May 3, 2004

Commencement activities to stretch over five days         

By Eric Rangus


The Commencement activities celebrating Emory’s 159th graduating class artfully blend the University’s past, present and future, offering five days’ worth of ceremony, camaraderie, exuberance and excitement.

The Commencement calendar, which runs from Thursday, May 6, through the main ceremony and individual school ceremonies across campus on May 10, features longtime Emory traditions, such as Sunday’s Baccalaureate Service, and they also highlight new partnerships with the Association of Emory Alumni (AEA).

For the first time, Commencement weekend coincides with Alumni Weekend—the newly christened “Emory Weekend”—which means that the University calendar will be packed with activities for every facet of the Emory community.

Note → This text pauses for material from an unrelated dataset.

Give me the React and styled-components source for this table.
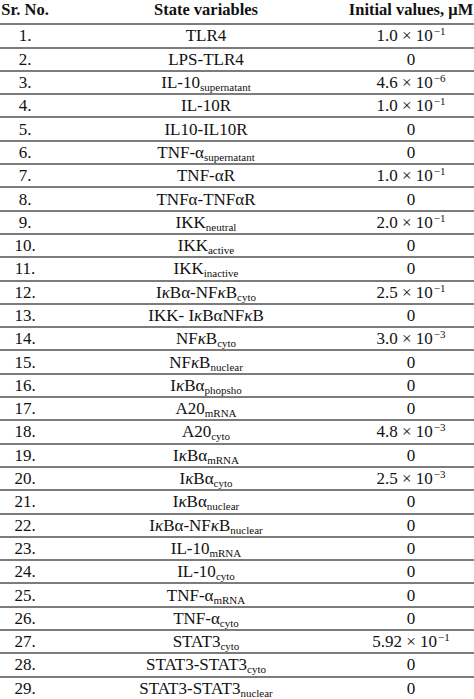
import React from "react";
import styled, { createGlobalStyle } from "styled-components";

const Global = createGlobalStyle`
  html, body { margin: 0; padding: 0; background: #fff; }
  body { font-family: "Liberation Serif", Times, "DejaVu Serif", serif; color: #111; }
`;

const Table = styled.div`
  width: 474px;
  display: flex;
  flex-direction: column;
  overflow: hidden;
  font-family: "Liberation Serif", Times, "DejaVu Serif", serif;
`;

const Row = styled.div`
  display: grid;
  grid-template-columns: 50px 312px 98px;
  height: 23.3px;
  box-sizing: border-box;
  align-items: center;
  border-top: ${(p) => (p.$head ? "none" : "2px solid #7c7c7c")};
  font-size: ${(p) => (p.$head ? "16.5px" : "17px")};
  font-weight: ${(p) => (p.$head ? 700 : 400)};
  line-height: 1;
  padding-bottom: ${(p) => (p.$head ? "2px" : "0")};
`;

const Cell = styled.div`
  text-align: center;
  white-space: nowrap;
  display: flex;
  justify-content: center;
`;

const Sub = styled.span`
  font-size: 11px;
  position: relative;
  top: 3px;
`;

const Sup = styled.span`
  font-size: 11px;
  position: relative;
  top: -6px;
  margin-left: 1px;
`;

const Kappa = styled.span`
  font-style: italic;
`;

const rows = [
  ["TLR4", "", ["1.0", "1"]],
  ["LPS-TLR4", "", null],
  ["IL-10", "supernatant", ["4.6", "6"]],
  ["IL-10R", "", ["1.0", "1"]],
  ["IL10-IL10R", "", null],
  ["TNF-α", "supernatant", null],
  ["TNF-αR", "", ["1.0", "1"]],
  ["TNFα-TNFαR", "", null],
  ["IKK", "neutral", ["2.0", "1"]],
  ["IKK", "active", null],
  ["IKK", "inactive", null],
  ["IκBα-NFκB", "cyto", ["2.5", "1"]],
  ["IKK- IκBαNFκB", "", null],
  ["NFκB", "cyto", ["3.0", "3"]],
  ["NFκB", "nuclear", null],
  ["IκBα", "phopsho", null],
  ["A20", "mRNA", null],
  ["A20", "cyto", ["4.8", "3"]],
  ["IκBα", "mRNA", null],
  ["IκBα", "cyto", ["2.5", "3"]],
  ["IκBα", "nuclear", null],
  ["IκBα-NFκB", "nuclear", null],
  ["IL-10", "mRNA", null],
  ["IL-10", "cyto", null],
  ["TNF-α", "mRNA", null],
  ["TNF-α", "cyto", null],
  ["STAT3", "cyto", ["5.92", "1"]],
  ["STAT3-STAT3", "cyto", null],
  ["STAT3-STAT3", "nuclear", null],
];

function Name({ text, sub }) {
  const parts = text.split("κ");
  return (
    <span>
      {parts.map((p, i) => (
        <React.Fragment key={i}>
          {i > 0 && <Kappa>κ</Kappa>}
          {p}
        </React.Fragment>
      ))}
      {sub && <Sub>{sub}</Sub>}
    </span>
  );
}

function Value({ v }) {
  if (!v) return <span>0</span>;
  return (
    <span>
      {v[0]} × 10<Sup>−{v[1]}</Sup>
    </span>
  );
}

export default function App() {
  return (
    <>
      <Global />
      <Table>
        <Row $head>
          <Cell>Sr. No.</Cell>
          <Cell>State variables</Cell>
          <Cell>Initial values, μM</Cell>
        </Row>
        {rows.map(([name, sub, val], i) => (
          <Row key={i}>
            <Cell>{i + 1}.</Cell>
            <Cell>
              <Name text={name} sub={sub} />
            </Cell>
            <Cell>
              <Value v={val} />
            </Cell>
          </Row>
        ))}
      </Table>
    </>
  );
}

Case in point, the 2004 Commencement schedule kicks off with a golf scramble for graduating students and their families, alumni, faculty and staff at the Stone Mountain Golf Course beginning at 8:30 a.m.

This connection between Commencement and Emory Weekend will provide one of the celebration’s highlights—a block party on McDonough Field featuring music from the Indigo Girls, Saturday, May 8, from noon–5 p.m. Attendance is free (lunch is $10, and tickets can be purchased on the AEA website: www.alumni.emory.edu). Students with ID and children 12 and under eat for free.

Emory’s Class of 1954, holding its reunion during Emory Weekend, also will march into the ceremony together, in cap and gown and be recognized. To further the ties between AEA and this newest crop of graduates a new deputy marshal for alumni has been instituted.

Celebrations and receptions honoring the graduates are scheduled all over campus. The Goizueta Business School has five on its own, as do many of the professional schools. Others incorporate graduates from across schools. One, Modupe Dayo, now in its 11th year, celebrates the accomplishments of African American students.

“While the ceremony celebrates the achievements of Emory’s African American seniors, it is something for the entire Emory community to enjoy,” said Donovan Francis, a junior business major from New Orleans and one of the event’s planners. Translated from Yoruba, “Modupe Dayo” means literally, “we are thankful” (Modupe) and “joy arrives” (Dayo).

Mary Robinson, executive director of the Ethical Globalization Initiative and the former president of Ireland, will deliver the main Commencement ceremony’s keynote address. A lifelong advocate for universal respect of fundamental rights and freedoms, Robinson also served as United Nations high commissioner for human rights from 1997 to 2002.

Other honorary degree recipients include medical historian Caroline Walker Bynum, former head of the United States Olympic Committee Leroy Walker and trustee emeritus James Bryan Williams (’55C). Each will give a brief address upon receiving his or her degree.

Robinson’s presence has not been uniformly hailed by the student body. A petition protesting her selection was circulated questioning Robinson’s presence and role at two international conferences in 2001 that were seen in some circles as anti-Semitic.

However, other Emory students—who circulated their own petition of support for Robinson—administrators and even former President Jimmy Carter have leapt to her defense.

“During her tenure [as U.N. high commissioner for human rights], Secretary-General Kofi Annan became more forthright in statements and actions on behalf of victims, he confronted states guilty of abusive practices, and he ensured that human rights issues would be a consistent topic of conversation,” Carter said in a statement released last month. He and Robinson are both advisers to the Emory’s World Law Institute. “Mrs. Robinson can be credited with these and many other important advances within the U.N. system.”